Use the parametric equations $$x=t^{2} \\sqrt{3}$$ \t\t and $$y = 3t - \\frac{1}{3}t^{3}$$ to answer the following.\n(a) Use a graphing utility to graph the curve on the interval $$-3 \\leq t \\leq 3$$\n(b) Find $$\\frac{dy}{dx}$$ and $$\\frac{d^{2}y}{dx^{2}}$$.\n(c) Find the equation of the tangent line at the point $$(\\sqrt{3}, \\frac{8}{3})$$.\n(d) Find the length of the curve.\n(e) Find the surface area generated by revolving the curve about the $$x$$ -axis.

Answer

## Question1.a:

**step1 Understanding the Parametric Equations and Graphing**

We are given two parametric equations, one for the x-coordinate and one for the y-coordinate, both dependent on a parameter 't'. To graph the curve, we can choose various values of 't' within the given interval $$-3 \leq t \leq 3$$, calculate the corresponding (x, y) points, and plot them. A graphing utility can automate this process.

$$x=t^{2}\sqrt{3}$$

$$y = 3t - \frac{1}{3}t^{3}$$

Input these equations into a graphing calculator or software (e.g., Desmos, GeoGebra, a scientific graphing calculator) and set the parameter 't' range from -3 to 3 to visualize the curve. The graph will show the path traced by the point (x, y) as 't' varies.

## Question1.b:

**step1 Calculate the First Derivatives with Respect to t**

To find the rate of change of y with respect to x ($$\frac{dy}{dx}$$) for parametric equations, we first need to find the derivatives of x and y with respect to the parameter t.

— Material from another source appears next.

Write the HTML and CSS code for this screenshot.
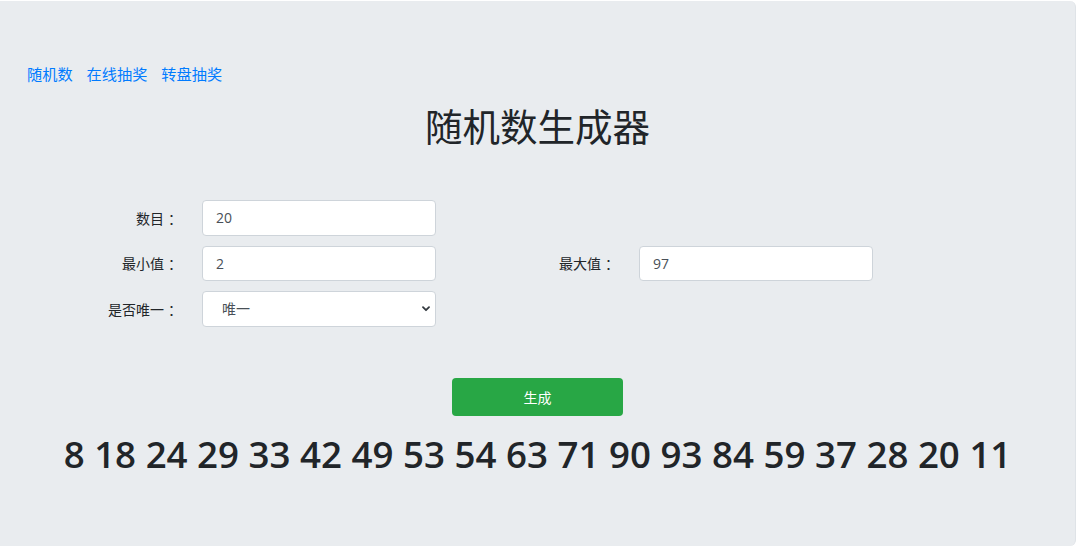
FILE: index.html
```html
<!DOCTYPE html>
<html lang="zh-CN">
<head>
    <meta charset="UTF-8">
    <meta name="viewport" content="width=device-width, initial-scale=1.0">
    <title>随机数生成器</title>
    <link rel="stylesheet" href="styles.css">
</head>
<body>
    <div class="jumbotron">
        <nav class="links">
            <a href="#">随机数</a>
            <a href="#">在线抽奖</a>
            <a href="#">转盘抽奖</a>
        </nav>
        <h1 class="title">随机数生成器</h1>
        <form class="form-grid">
            <label class="form-label" for="count">数目<span class="colon">：</span></label>
            <input class="form-control" id="count" type="text" value="20">
            <span></span>
            <span></span>

            <label class="form-label" for="min">最小值<span class="colon">：</span></label>
            <input class="form-control" id="min" type="text" value="2">
            <label class="form-label" for="max">最大值<span class="colon">：</span></label>
            <input class="form-control" id="max" type="text" value="97">

            <label class="form-label" for="unique">是否唯一<span class="colon">：</span></label>
            <div class="select-wrap">
                <select class="form-control custom-select" id="unique">
                    <option>唯一</option>
                    <option>不唯一</option>
                </select>
                <svg class="chevron" width="8" height="6" viewBox="0 0 8 6">
                    <path d="M1 1.2 L4 4.2 L7 1.2" fill="none" stroke="#343a40" stroke-width="1.8" stroke-linecap="round" stroke-linejoin="round"/>
                </svg>
            </div>
        </form>
        <div class="actions">
            <button class="btn-success" type="button">生成</button>
        </div>
        <h2 class="result">8 18 24 29 33 42 49 53 54 63 71 90 93 84 59 37 28 20 11</h2>
    </div>
</body>
</html>
```

FILE: styles.css
```css
html {
    font-size: 15px;
}
body {
    margin: 0;
    padding: 0;
    background-color: #fff;
    font-family: "Open Sans", "Noto Sans CJK SC", sans-serif;
    color: #212529;
}
.jumbotron {
    box-sizing: border-box;
    width: 1076px;
    height: 545px;
    margin-top: 1px;
    padding: 62px 27px 0 27px;
    background-color: #e9ecef;
    border-radius: 0 6px 6px 0;
    border-right: 1px solid #dfe3e7;
}
.links {
    display: flex;
    gap: 14px;
    line-height: 22px;
}
.links a {
    font-size: 15.2px;
    color: #007bff;
    text-decoration: none;
}
.title {
    margin: 19px 0 0 0;
    text-align: center;
    font-size: 37.5px;
    font-weight: 400;
    line-height: 45px;
}
.form-grid {
    display: grid;
    grid-template-columns: 161px 234px 175px 234px;
    column-gap: 14px;
    row-gap: 10px;
    margin-top: 51px;
    align-items: center;
}
.form-label {
    font-size: 14px;
    text-align: right;
    padding-right: 6px;
}
.colon {
    margin-left: 4px;
}
.form-control {
    box-sizing: border-box;
    width: 234px;
    height: 35.5px;
    padding: 0 13px;
    font-family: "Open Sans", "Noto Sans CJK SC", sans-serif;
    font-size: 14px;
    color: #495057;
    background-color: #fff;
    border: 1px solid #ced4da;
    border-radius: 4px;
    outline: none;
}
.select-wrap {
    position: relative;
    width: 234px;
}
.custom-select {
    appearance: none;
    -webkit-appearance: none;
    padding-left: 19px;
}
.chevron {
    position: absolute;
    right: 6px;
    top: 15px;
    pointer-events: none;
}
.actions {
    display: flex;
    justify-content: center;
    margin-top: 51px;
}
.btn-success {
    width: 171px;
    height: 38px;
    font-family: "Open Sans", "Noto Sans CJK SC", sans-serif;
    font-size: 14px;
    color: #fff;
    background-color: #28a745;
    border: none;
    border-radius: 4px;
    cursor: pointer;
}
.result {
    margin: 16px 0 0 0;
    text-align: center;
    font-size: 36.7px;
    font-weight: 600;
    line-height: 45px;
}
```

$$\frac{dx}{dt} = \frac{d}{dt}(t^2\sqrt{3})$$

$$= 2t\sqrt{3}$$

$$\frac{dy}{dt} = \frac{d}{dt}(3t - \frac{1}{3}t^3)$$

$$= 3 - \frac{1}{3}(3t^2)$$

$$= 3 - t^2$$

**step2 Calculate the First Derivative $$\frac{dy}{dx}$$**

The first derivative $$\frac{dy}{dx}$$ is found by dividing the derivative of y with respect to t by the derivative of x with respect to t. This formula helps us understand the slope of the curve at any point.

$$\frac{dy}{dx} = \frac{dy/dt}{dx/dt}$$

$$= \frac{3 - t^2}{2t\sqrt{3}}$$

**step3 Calculate the Second Derivative $$\frac{d^{2}y}{dx^{2}}$$**

To find the second derivative $$\frac{d^{2}y}{dx^{2}}$$, which describes the concavity of the curve, we need to take the derivative of $$\frac{dy}{dx}$$ with respect to t, and then divide it by $$\frac{dx}{dt}$$ again.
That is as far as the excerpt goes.